Jared Kushner, ce mari parfait qui a apaisé la blonde jet-setteuse – «Je ne me rappelle même plus ma vie avant Jared», dit-elle – et lui a offert trois merveilleux enfants. Arabella, Joseph et Theodore, respectivement nés en 2011, 2013 et 2016. Arabella, 6 ans, parle déjà le Mandarin. En février 2017, une courte vidéo postée sur le compte Instagram d’Ivanka Trump et vue plus d’1,8 million de fois la montrait poussant la chansonnette pour le Nouvel An chinois. Quand ils ne sont pas sur les réseaux sociaux, les enfants Kushner sont dans les bras ou sur les genoux de leur père, dans le quartier de leur nouvelle propriété à Washington, à quelques résidences de celle des Obama – enfin, jusqu’à la dernière élection. La communication est parfaite. Et Jared en chino beige et doudoune sans manche bleu marine, un DILF en puissance. «C’est Ivanka le PDG de notre foyer», continue-t-il pourtant dans l’entretien accordé à Vogue. «Moi, je suis plutôt au conseil d’administration.»

En vidéo, Ivanka Trump sous le charme de Justin Trudeau

Le silence de l’agneau

Jared Kushner et Ivanka Trump débarquent d’Air Force One à Rome, le 23 mai 2017.
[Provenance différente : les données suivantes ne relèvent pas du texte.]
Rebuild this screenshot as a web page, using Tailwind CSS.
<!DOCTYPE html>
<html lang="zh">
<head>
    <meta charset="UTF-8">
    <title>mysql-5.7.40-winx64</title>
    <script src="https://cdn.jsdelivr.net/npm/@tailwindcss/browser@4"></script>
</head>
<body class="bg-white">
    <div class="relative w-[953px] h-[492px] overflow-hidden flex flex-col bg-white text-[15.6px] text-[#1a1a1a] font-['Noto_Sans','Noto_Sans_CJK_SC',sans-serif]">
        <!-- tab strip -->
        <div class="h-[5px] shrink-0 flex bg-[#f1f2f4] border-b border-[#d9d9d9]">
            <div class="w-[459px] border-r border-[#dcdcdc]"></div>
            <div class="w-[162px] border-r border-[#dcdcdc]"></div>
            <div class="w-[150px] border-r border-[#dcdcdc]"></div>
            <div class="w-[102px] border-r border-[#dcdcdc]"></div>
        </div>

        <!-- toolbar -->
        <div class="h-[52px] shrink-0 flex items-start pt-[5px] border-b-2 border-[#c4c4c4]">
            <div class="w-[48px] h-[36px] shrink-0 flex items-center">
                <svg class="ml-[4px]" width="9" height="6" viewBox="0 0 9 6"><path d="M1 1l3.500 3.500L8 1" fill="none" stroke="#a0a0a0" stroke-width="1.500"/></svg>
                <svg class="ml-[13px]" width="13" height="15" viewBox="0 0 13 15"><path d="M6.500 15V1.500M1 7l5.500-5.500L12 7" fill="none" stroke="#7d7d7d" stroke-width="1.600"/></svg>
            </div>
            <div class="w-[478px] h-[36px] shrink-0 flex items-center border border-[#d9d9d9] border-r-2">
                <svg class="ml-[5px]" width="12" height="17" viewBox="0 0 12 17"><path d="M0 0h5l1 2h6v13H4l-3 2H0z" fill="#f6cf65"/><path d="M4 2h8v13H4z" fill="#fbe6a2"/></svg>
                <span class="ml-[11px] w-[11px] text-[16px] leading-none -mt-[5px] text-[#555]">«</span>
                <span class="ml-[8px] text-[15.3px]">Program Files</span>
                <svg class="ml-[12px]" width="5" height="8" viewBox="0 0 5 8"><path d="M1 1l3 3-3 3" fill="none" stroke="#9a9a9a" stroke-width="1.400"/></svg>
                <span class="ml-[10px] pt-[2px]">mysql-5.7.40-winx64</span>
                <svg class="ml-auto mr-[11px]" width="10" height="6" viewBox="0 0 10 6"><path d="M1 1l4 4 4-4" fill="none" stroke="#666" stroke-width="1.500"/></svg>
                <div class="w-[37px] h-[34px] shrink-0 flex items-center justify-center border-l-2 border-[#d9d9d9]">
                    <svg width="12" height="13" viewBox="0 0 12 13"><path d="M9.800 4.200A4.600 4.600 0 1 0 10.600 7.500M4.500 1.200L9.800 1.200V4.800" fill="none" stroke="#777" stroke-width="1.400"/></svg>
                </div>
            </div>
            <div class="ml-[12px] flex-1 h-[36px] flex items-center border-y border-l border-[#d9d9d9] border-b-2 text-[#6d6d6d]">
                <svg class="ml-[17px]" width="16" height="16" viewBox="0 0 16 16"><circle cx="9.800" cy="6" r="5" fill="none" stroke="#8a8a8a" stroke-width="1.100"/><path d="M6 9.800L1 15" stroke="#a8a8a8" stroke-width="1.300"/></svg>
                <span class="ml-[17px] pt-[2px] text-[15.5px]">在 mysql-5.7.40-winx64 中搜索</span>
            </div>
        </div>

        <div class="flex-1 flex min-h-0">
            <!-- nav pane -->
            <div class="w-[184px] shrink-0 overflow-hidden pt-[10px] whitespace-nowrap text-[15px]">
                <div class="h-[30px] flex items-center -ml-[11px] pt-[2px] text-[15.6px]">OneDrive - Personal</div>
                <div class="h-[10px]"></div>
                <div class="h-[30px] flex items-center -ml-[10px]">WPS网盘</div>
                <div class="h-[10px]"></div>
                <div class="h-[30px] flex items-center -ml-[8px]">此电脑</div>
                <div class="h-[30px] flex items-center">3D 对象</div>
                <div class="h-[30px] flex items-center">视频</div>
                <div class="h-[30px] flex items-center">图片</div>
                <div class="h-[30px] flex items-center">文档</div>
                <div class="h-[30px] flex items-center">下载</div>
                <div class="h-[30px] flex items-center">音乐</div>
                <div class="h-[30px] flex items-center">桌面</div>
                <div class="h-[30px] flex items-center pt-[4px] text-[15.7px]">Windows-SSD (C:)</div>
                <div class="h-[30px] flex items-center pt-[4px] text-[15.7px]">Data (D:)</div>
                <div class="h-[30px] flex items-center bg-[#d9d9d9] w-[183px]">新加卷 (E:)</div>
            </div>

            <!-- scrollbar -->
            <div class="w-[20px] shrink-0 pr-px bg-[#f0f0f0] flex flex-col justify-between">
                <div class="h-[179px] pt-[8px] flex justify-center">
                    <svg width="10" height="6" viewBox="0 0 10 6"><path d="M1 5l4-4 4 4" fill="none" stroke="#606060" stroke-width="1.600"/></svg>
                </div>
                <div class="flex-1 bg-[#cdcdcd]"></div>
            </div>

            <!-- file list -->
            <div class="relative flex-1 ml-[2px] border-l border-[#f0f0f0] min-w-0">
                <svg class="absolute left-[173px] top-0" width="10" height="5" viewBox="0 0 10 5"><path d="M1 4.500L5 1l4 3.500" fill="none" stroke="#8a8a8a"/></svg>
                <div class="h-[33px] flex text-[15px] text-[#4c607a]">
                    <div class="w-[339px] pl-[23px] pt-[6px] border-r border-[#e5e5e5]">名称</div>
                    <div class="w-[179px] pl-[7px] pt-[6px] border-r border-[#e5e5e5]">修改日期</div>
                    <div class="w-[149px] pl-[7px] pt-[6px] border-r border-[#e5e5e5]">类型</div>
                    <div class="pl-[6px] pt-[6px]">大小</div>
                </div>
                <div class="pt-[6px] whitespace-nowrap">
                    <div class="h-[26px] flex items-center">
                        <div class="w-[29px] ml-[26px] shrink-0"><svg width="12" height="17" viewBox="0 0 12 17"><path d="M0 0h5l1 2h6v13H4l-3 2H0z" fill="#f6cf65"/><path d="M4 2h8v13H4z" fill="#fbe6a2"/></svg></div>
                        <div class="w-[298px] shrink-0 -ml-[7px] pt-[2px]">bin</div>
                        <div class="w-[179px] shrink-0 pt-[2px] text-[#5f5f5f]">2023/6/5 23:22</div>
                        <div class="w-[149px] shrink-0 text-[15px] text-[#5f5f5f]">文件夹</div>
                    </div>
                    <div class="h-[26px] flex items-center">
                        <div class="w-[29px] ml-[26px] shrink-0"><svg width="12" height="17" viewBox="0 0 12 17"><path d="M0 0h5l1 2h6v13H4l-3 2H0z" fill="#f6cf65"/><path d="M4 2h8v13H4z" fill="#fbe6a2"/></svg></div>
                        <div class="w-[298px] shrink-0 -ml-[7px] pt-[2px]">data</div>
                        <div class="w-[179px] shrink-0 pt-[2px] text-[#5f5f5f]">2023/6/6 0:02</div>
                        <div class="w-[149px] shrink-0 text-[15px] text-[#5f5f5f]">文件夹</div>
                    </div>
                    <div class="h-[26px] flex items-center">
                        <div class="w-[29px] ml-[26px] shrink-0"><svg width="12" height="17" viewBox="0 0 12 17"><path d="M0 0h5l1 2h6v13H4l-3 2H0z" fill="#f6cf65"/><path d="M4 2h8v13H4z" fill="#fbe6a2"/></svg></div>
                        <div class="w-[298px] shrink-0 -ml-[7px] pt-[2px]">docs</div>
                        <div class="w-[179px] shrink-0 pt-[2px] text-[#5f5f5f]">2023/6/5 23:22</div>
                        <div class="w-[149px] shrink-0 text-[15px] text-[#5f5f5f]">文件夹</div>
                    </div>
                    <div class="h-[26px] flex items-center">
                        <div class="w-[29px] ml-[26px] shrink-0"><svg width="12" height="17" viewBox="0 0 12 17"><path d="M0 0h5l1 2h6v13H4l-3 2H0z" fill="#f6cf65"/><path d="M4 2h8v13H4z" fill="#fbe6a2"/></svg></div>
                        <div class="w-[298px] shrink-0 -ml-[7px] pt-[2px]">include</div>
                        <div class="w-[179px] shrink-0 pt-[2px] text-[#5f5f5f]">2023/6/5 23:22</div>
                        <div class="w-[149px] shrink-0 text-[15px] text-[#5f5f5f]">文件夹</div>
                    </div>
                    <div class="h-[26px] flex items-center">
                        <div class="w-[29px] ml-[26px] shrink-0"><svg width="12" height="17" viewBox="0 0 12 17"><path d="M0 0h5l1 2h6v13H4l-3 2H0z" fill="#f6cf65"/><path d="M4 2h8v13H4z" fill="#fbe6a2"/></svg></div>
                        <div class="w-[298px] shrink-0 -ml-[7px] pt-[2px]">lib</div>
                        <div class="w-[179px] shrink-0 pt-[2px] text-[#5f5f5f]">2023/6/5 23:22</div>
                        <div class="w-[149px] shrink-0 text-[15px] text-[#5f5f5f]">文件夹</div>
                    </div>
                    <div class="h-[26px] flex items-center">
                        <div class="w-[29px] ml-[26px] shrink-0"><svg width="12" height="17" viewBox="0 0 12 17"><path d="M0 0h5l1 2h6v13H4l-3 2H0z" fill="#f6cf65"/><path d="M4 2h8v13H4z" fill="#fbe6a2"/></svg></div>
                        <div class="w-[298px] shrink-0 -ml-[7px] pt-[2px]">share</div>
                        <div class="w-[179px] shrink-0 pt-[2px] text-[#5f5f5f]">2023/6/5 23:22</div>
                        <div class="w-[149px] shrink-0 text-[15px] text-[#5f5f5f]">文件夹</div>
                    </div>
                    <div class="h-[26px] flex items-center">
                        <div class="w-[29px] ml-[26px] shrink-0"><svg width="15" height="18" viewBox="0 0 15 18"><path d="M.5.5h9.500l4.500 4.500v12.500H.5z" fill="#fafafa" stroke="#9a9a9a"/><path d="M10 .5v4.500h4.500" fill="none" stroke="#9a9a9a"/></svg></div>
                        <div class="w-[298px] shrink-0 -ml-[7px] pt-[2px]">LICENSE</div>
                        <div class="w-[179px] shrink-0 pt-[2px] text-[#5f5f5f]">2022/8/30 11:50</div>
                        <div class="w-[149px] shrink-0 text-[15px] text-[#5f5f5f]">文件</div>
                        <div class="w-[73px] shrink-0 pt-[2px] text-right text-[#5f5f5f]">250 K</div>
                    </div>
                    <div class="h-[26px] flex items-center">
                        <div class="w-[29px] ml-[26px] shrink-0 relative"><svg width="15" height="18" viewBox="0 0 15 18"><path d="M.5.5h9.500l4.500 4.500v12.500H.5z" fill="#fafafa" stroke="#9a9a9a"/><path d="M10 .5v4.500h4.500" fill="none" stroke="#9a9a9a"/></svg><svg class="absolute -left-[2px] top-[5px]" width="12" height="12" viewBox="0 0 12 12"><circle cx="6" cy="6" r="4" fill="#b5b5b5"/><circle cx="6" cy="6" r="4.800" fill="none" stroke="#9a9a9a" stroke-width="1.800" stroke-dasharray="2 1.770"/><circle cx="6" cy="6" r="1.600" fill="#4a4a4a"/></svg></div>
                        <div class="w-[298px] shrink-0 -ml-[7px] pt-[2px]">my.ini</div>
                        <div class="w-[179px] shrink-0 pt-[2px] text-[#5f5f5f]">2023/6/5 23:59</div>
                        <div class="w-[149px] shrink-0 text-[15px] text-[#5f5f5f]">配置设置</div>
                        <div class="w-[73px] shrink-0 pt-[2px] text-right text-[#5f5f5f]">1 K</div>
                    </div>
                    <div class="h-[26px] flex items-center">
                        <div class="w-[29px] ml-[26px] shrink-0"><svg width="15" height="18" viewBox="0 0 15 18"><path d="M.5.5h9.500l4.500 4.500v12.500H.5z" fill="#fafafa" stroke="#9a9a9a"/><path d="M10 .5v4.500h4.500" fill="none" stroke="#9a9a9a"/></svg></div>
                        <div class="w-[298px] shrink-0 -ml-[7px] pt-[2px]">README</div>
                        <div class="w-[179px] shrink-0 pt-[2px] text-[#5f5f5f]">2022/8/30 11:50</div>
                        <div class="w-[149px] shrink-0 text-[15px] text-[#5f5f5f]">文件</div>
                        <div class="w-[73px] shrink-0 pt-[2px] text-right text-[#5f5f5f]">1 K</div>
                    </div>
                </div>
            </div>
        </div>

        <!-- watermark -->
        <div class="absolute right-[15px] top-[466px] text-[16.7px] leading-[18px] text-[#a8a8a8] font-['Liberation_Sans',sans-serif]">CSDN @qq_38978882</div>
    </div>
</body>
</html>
Jared Kushner laisse volontiers la lumière à son épouse, pour mieux cultiver sa discrétion. Une stratégie du retrait qu’il a aussi adoptée avec Trump père, à la plus grande joie de ce dernier. «M. Gendre», tel que les Américains le surnomment, est resté silencieux pendant toute la durée de la campagne du candidat républicain. Seule prise de parole notable pour réfuter des accusations d’antisémitisme visant son beau-père. Même pendant qu’il est son – plus – proche conseiller, Jared Kushner décline toute (ou presque) demande d’interview. Il est inscrit sur Twitter depuis une dizaine d’années, suivi par quelques 131.000 abonnés, mais n’a jamais tweeté. «Honnêtement, Jared est un promoteur immobilier très doué», déclarait le candidat républicain lors d’une intervention télévisée en 2016. «Mais je pense cependant qu’il aime la politique plus que l’immobilier. Et il est très bon en politique.» Une gifle de plus pour Donald Jr. et Eric, ses deux fils, qui n’avaient jamais reçu ce genre de compliment.
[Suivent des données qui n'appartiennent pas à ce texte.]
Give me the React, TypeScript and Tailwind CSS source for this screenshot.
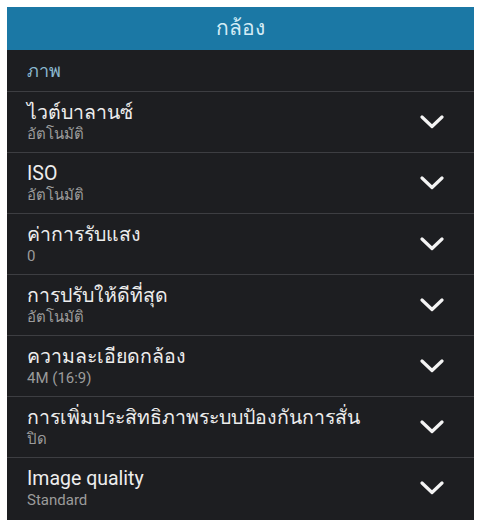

Deux fils avec lesquels Jared s’entend manifestement, bien que perdus, peut-être, dans son tentaculaire réseau. À la Maison-Blanche, on l’appelle le «gatekeeper», celui qui contrôle l’accès au Bureau ovale. Associé à celui d’Ivanka, son carnet d’adresses pourrait un jour déborder de membres du gotha américain. Parmi ses proches, le politologue Henry Kissinger et le magnat des médias Rupert Murdoch, mais aussi son beau-frère Joshua Kushner et sa compagne le mannequin Karlie Kloss, et le couple formé par Chelsea Clinton et Marc Mezinsky – qui ont pris leurs distances ces dernières années, ceci expliquant cela. Souvent taclé d’incompétence par les experts en politique, M. Kushner n’a pas de vrai faux-pas à son actif. Pour l’instant (il est toujours visé par une enquête du FBI sur les interventions russes au cours de la dernière campagne présidentielle). Si certains le qualifient comme «la face souriante de Donald Trump», les autres n’ont pas encore décidé de son vrai visage. On dit qu’il a une photo en noir et blanc de John Kennedy accrochée sur les murs de son bureau. On dit aussi que son livre de chevet est un roman d’Alexandre Dumas, Le Comte de Monte-Cristo. Une histoire de trahison et de vengeance, et d’amour.

Cet article initialement publié en 2018 a été mis à jour.